Distictis buccinatoria (DC.) A.H.Gentry
Vigorous liane, with ± angular shoots. Tendrils filiform. Petioles to c. 4 cm long, hairy; petiolules < or > petiole, hairy. Lamina 4-8-(10) × 3-5-(6) cm, ovate-oblong, minutely scaly, densely so beneath when young, hairy on midrib or nearly glabrous beneath, coriaceous, shining above; base subcordate or, less commonly, truncate; apex obtuse or apiculate. Fls in terminal racemes; peduncles and pedicels hairy or tomentose. Calyx 1.2-1.7 cm long, 5-toothed, tomentose; margin reddish. Corolla 9-11 cm long, tubular-funnelform, tomentose, reddish orange outside at first, becoming rose, ± orange within; narrow basal part c. 2.5 cm long; lobes 2-2.5 × 2-2.5 cm, usually emarginate, becoming deep rose or rosy crimson, tomentose outside. Stamens included; filaments hairy towards base. Style 7-8 cm long. Capsule not formed.
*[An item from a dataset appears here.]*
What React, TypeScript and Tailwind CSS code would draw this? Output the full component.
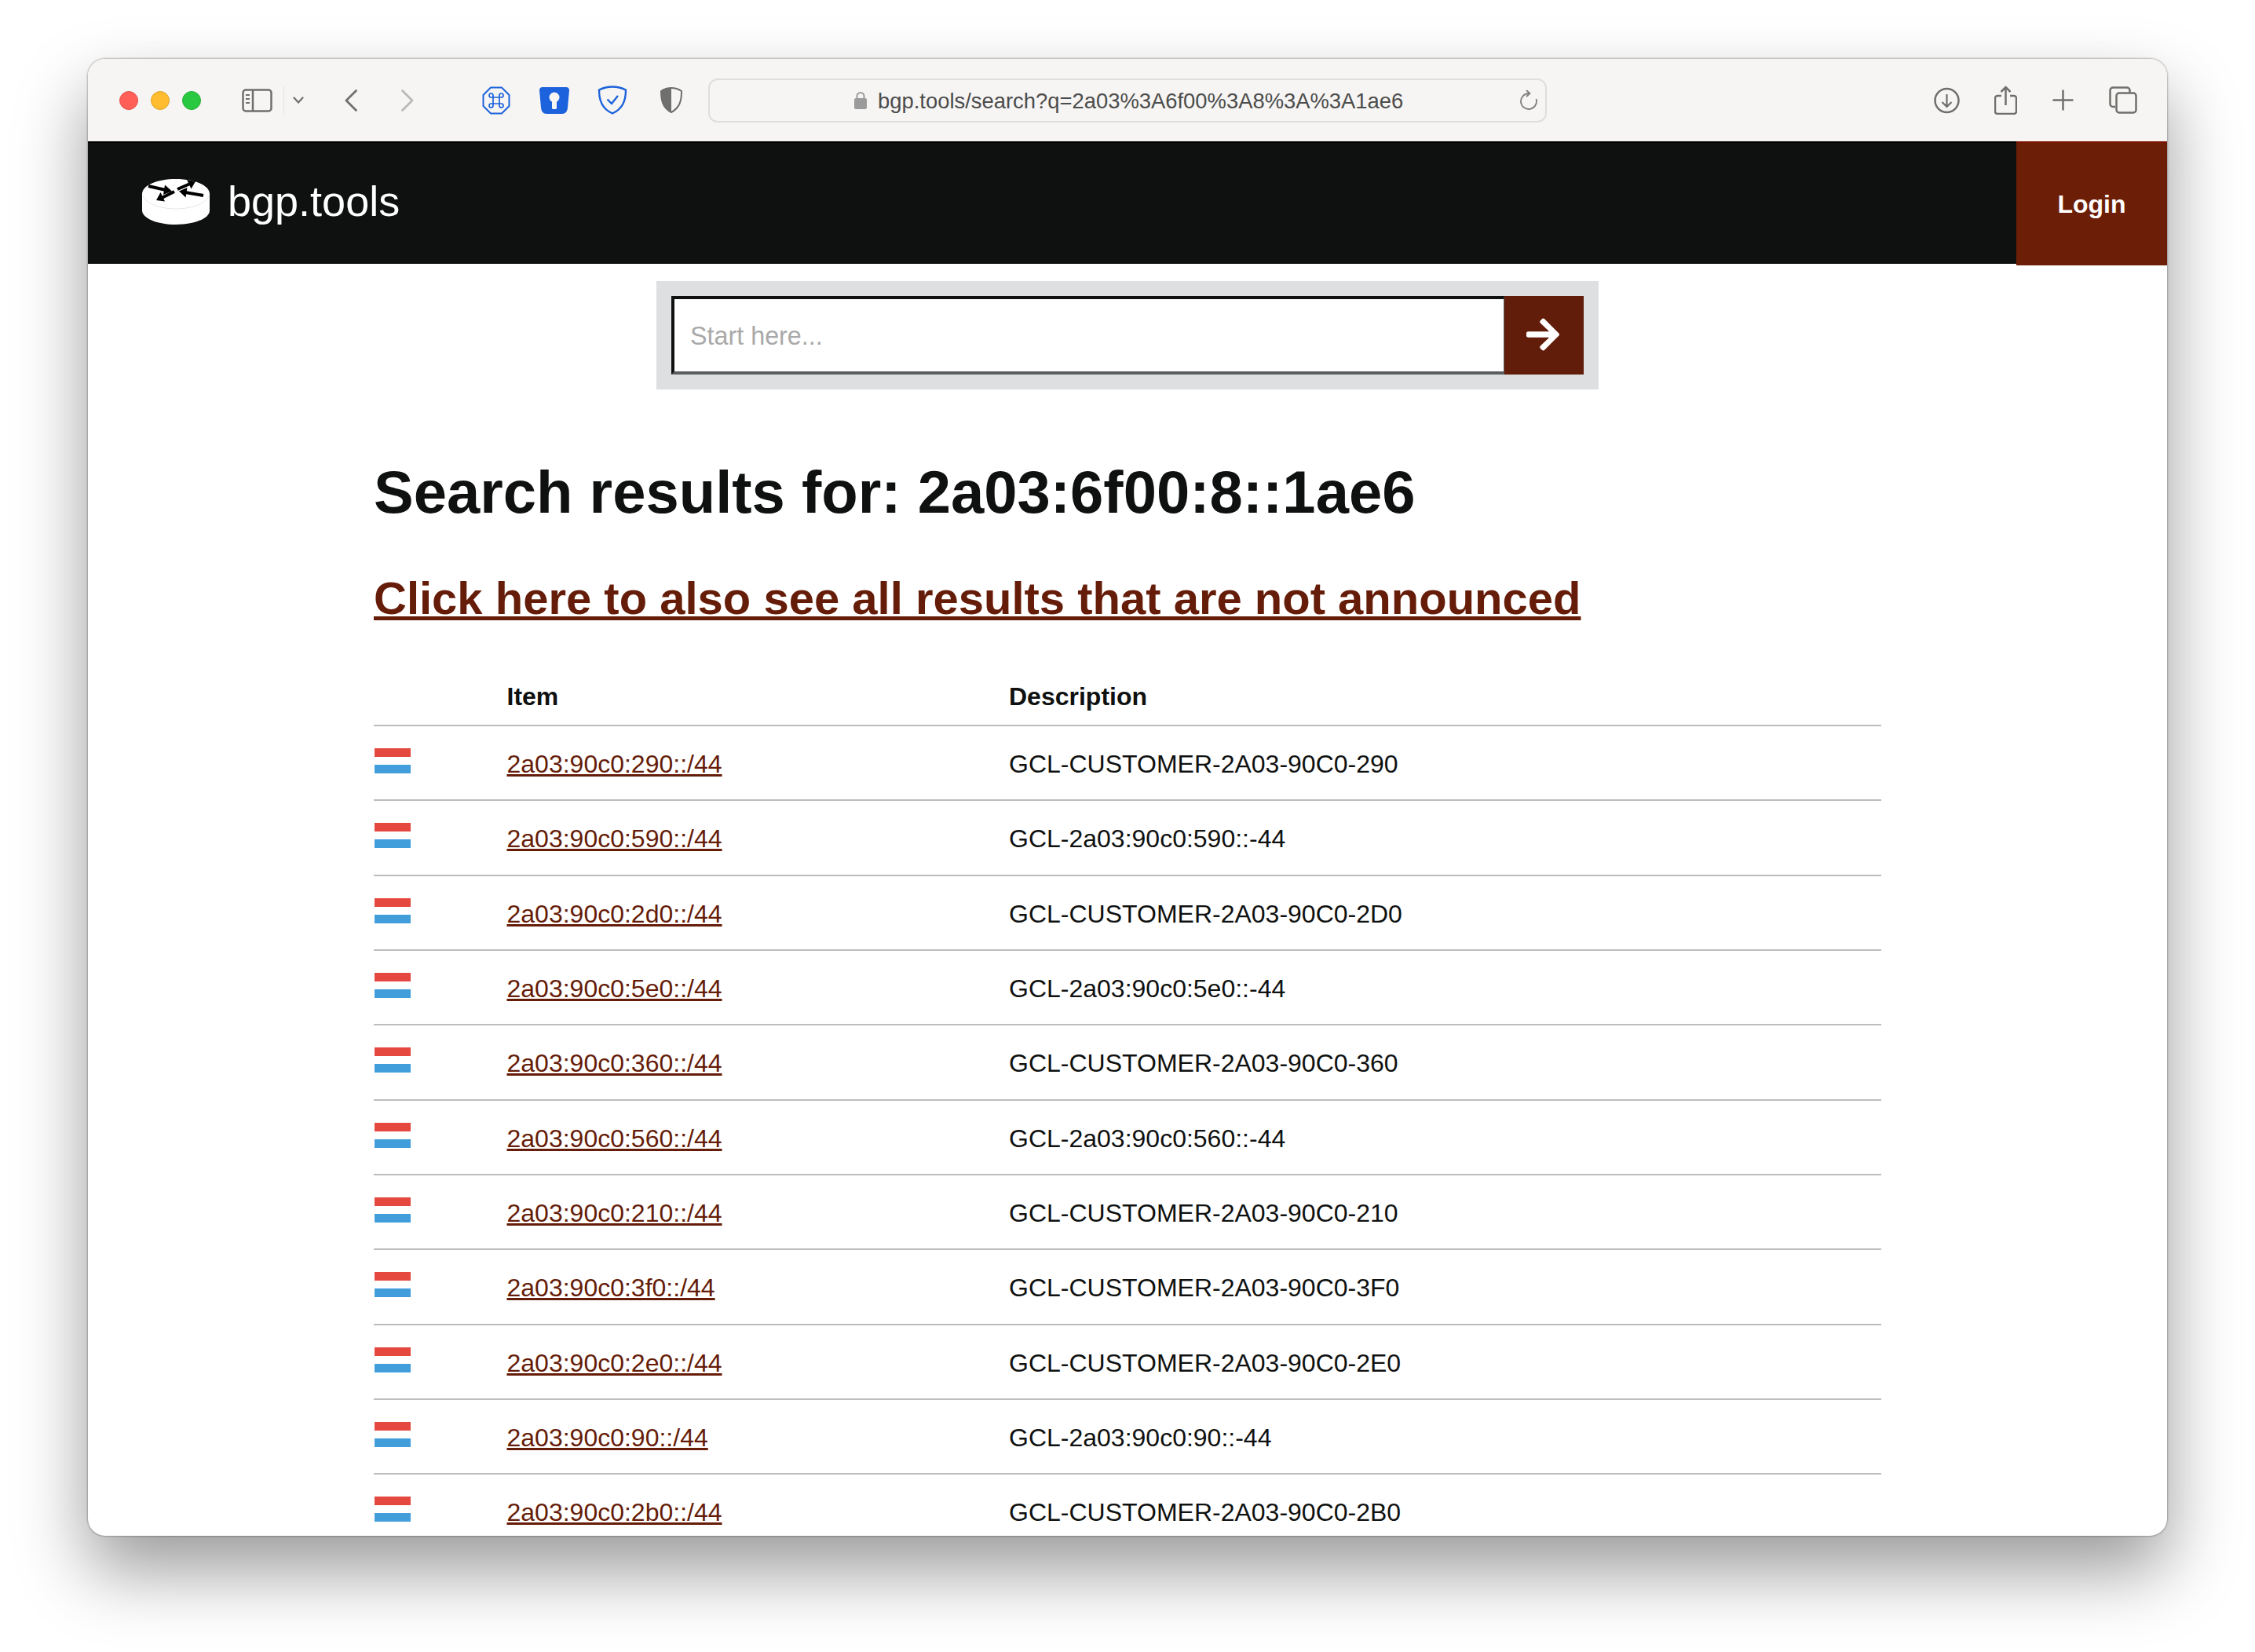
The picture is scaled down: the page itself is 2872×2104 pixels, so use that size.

N.: reported wild from one site only, a dry sunny cliff face in Whakatane, Bay of Plenty, spreading upwards for some distance from an original planting at the cliff base.
Probably Mexico 1988
FL Nov-Feb.
D. buccinatoria is occasionally cultivated in warmer parts of N.Z. All plants in N.Z. are presumably of one self-sterile clone as frs are rarely formed. The sp. has previously been known in N.Z. as Bignonia cherere, and Phaedranthus buccinatorius.